Moving Outside the Box

After getting the bare-bones views scaffolded, it was time to start putting together some of the custom work. I needed an asset manager for uploading and managing files, and I wanted some type of rich text editor. The file manager I was going to write myself, and I was going to use CKEditor for the editor. I also wanted a "save and continue editing" feature everywhere – something I really like in the Django admin panel.

I like working close to bare metal when I can. I often opt to "write my own" versus hunt down something pre-written (but that's a topic for another blog post).

Being close to bare metal served me well in ASP MVC (and Node.js). The CRUD pages were all scaffolded out and looked more or less the same, and replacing textareas with instances of CKEditor was a no-brainer. The asset manager was done completely from scratch and didn't look like the scaffolded CRUD pages, and that wasn't a problem.

Django, however, was another story. Unfortunately, I find Django's greatest strength its biggest weakness. The Django admin is great unless and until you need to customize it. Now, before I get trounced: the Django docs clearly indicate that the admin tool is intended for internal use and there are hooks for customization. That said, in Django, I can't just fall back to bare metal (read: fundamentals); there are Django-ish (Djangoan?) ways of doing things, and you kind of have to do it Django's way.

Now I'll be the first to admit: I have far less experience with Django than I do with .NET, so some of what I was trying to do may very well be possible, but regardless, I had to look for "Django's way" of doing it versus being able to fall back to fundamentals. This slowed me down.

Deployment

I didn't include the time to get the finished apps actually deployed to production in my timings, and that's probably a good thing, or these results would have been quite a bit different.

Given that I'm running IIS, the ASP MVC project was the easiest to deploy. There are always a few settings to tweak, like picking the correct (integrated pipeline) AppPool and granting IIS access to upload folders, but I've done this many times, so I knew exactly which settings needed to be in place.

The Django and Node.js apps, on the other hand, were not so straightforward...

There are a few articles and videos regarding deploying Django to IIS, but for starters, none of them agree with each other. Sure, there may be more than one way to skin this cat, but no one way stood out as preferable (or easier). One approach involved setting up a FastCGI application within IIS and adding some Django environment variables, and two involved different web.config approaches, both centered around setting up an HTTP handler. The end result is probably the same in each case, but the steps involved in any case were definitely not something I could remember if I had to do this again.

I ultimately got the thing running, only to then find out the admin side wasn't fully functional, so I found a few other necessary tweaks to get static files served correctly. I finally thought I had it working until I realized my URL routing wasn't working correctly. I opted to host my Django app in a subdirectory, and this caused issues. There were some creative ways around this I'd found after doing some digging, but I ultimately just included the subdirectory name in my routes to put this thing to bed.

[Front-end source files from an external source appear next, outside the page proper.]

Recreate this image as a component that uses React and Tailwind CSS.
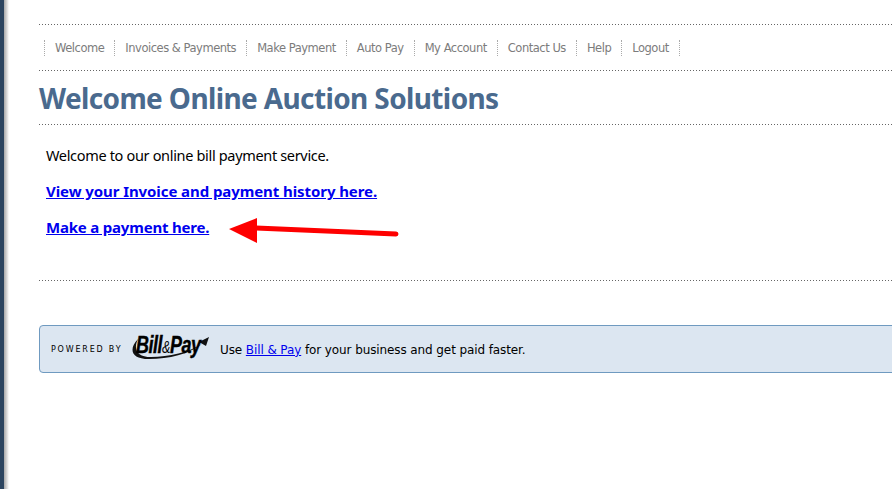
function Rule() {
  return <div className="h-px w-full shrink-0 bg-[linear-gradient(to_right,#666666_1px,transparent_1px)] bg-[length:3px_1px]" />;
}

export default function App() {
  const items = ["Welcome", "Invoices & Payments", "Make Payment", "Auto Pay", "My Account", "Contact Us", "Help", "Logout"];
  return (
    <div className="relative flex h-[489px] w-[892px] overflow-hidden bg-white font-['DejaVu_Sans',sans-serif]">
      <div className="h-full w-[4px] shrink-0 bg-[#2c4560]" />
      <div className="h-full w-[5px] shrink-0 bg-gradient-to-r from-[#a9a9a9] to-white" />
      <main className="flex min-w-0 flex-1 flex-col pl-[30px] pt-[24px]">
        <Rule />
        <nav className="flex h-[45px] items-center pl-[5px] pt-[1px]">
          <ul className="flex items-center border-l border-dotted border-l-[#aaaaaa]">
            {items.map((t) => (
              <li key={t} className="flex h-[16px] items-center border-r border-dotted border-r-[#aaaaaa] px-[10px] pt-[2px] text-[11.5px] tracking-[-0.47px] text-[#7c7c7c]">
                {t}
              </li>
            ))}
          </ul>
        </nav>
        <Rule />
        <h1 className="flex h-[53px] items-center whitespace-nowrap font-['Noto_Sans',sans-serif] text-[28px] font-bold tracking-[-0.62px] text-[#4a6a8e]">
          Welcome Online Auction Solutions
        </h1>
        <Rule />
        <section className="flex h-[155px] flex-col pl-[7px] pt-[21px] font-['Noto_Sans',sans-serif] leading-[18px] text-black">
          <p className="text-[14.5px] tracking-[-0.33px]">Welcome to our online bill payment service.</p>
          <a href="#" className="mt-[18px] w-fit text-[15px] font-bold tracking-[-0.08px] text-[#0000ee] underline">View your Invoice and payment history here.</a>
          <a href="#" className="mt-[18px] w-fit text-[15px] font-bold tracking-[-0.2px] text-[#0000ee] underline">Make a payment here.</a>
        </section>
        <Rule />
        <footer className="mt-[44px] flex h-[48px] w-[900px] items-center rounded-[4px] border border-[#6f9ac0] bg-[#dce6f1] pl-[11px] pt-[1px]">
          <span className="w-[71px] whitespace-nowrap pt-[1px] text-[8px] tracking-[1.8px] text-black">POWERED BY</span>
          <span className="relative ml-[9px] flex h-[36px] w-[79px] items-center">
            <svg className="absolute left-0 top-0" width="79" height="36" viewBox="0 0 79 36" fill="none">
              <path d="M7 7 C-2 16 -1 27 18 27 C38 27 58 22 71 12 C58 20 38 25 20 25 C6 25 2 17 7 7 Z" fill="#111111" />
              <path d="M68 10 L78 5 L75 14 Z" fill="#111111" />
            </svg>
            <span className="relative ml-[5px] -mt-[9px] origin-left scale-x-[0.78] whitespace-nowrap font-['Liberation_Sans',sans-serif] text-[23px] font-bold italic tracking-[-0.6px] text-black [-webkit-text-stroke:0.4px_black]">Bill<span className="text-[16px] font-normal [-webkit-text-stroke:0px_black]">&amp;</span>Pay</span>
          </span>
          <span className="ml-[10px] whitespace-nowrap text-[12px] tracking-[-0.1px] text-black">
            Use <a href="#" className="text-[#0000ee] underline">Bill &amp; Pay</a> for your business and get paid faster.
          </span>
        </footer>
      </main>
      <svg className="absolute left-[225px] top-[214px]" width="180" height="32" viewBox="0 0 180 32" fill="none">
        <path d="M31 14 L171 20" stroke="#fe0000" strokeWidth="5" strokeLinecap="round" />
        <path d="M4 15 L32 4 L32 29 Z" fill="#fe0000" />
      </svg>
    </div>
  );
}
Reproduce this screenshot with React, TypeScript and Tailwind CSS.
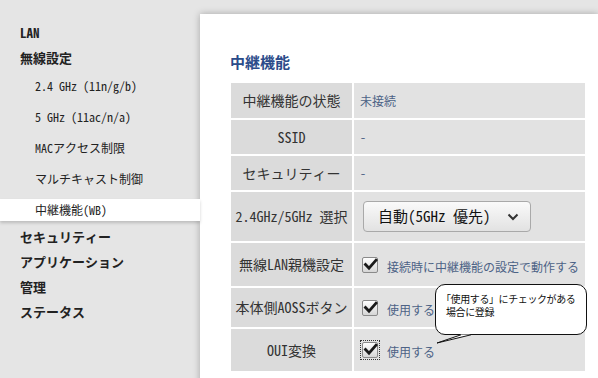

I wasn't proud of it, but it was done.

Getting the Node.js app up took longer than the ASP MVC app, but not as long as the Django app. I had to install iisnode, read the docs to figure out how to get things configured to route .js files to Node.js for only part of the site, and I was good to go. I did have the same issue regarding running this out of a subfolder, so I just (as before) updated my routes to include the subfolder. Again, not what I'd do for a true production app, but it got things working.

Given that I wasn't even initially planning on keeping or using the app(s), I'd figured I'd spent enough time on disposable projects, so I called it a day.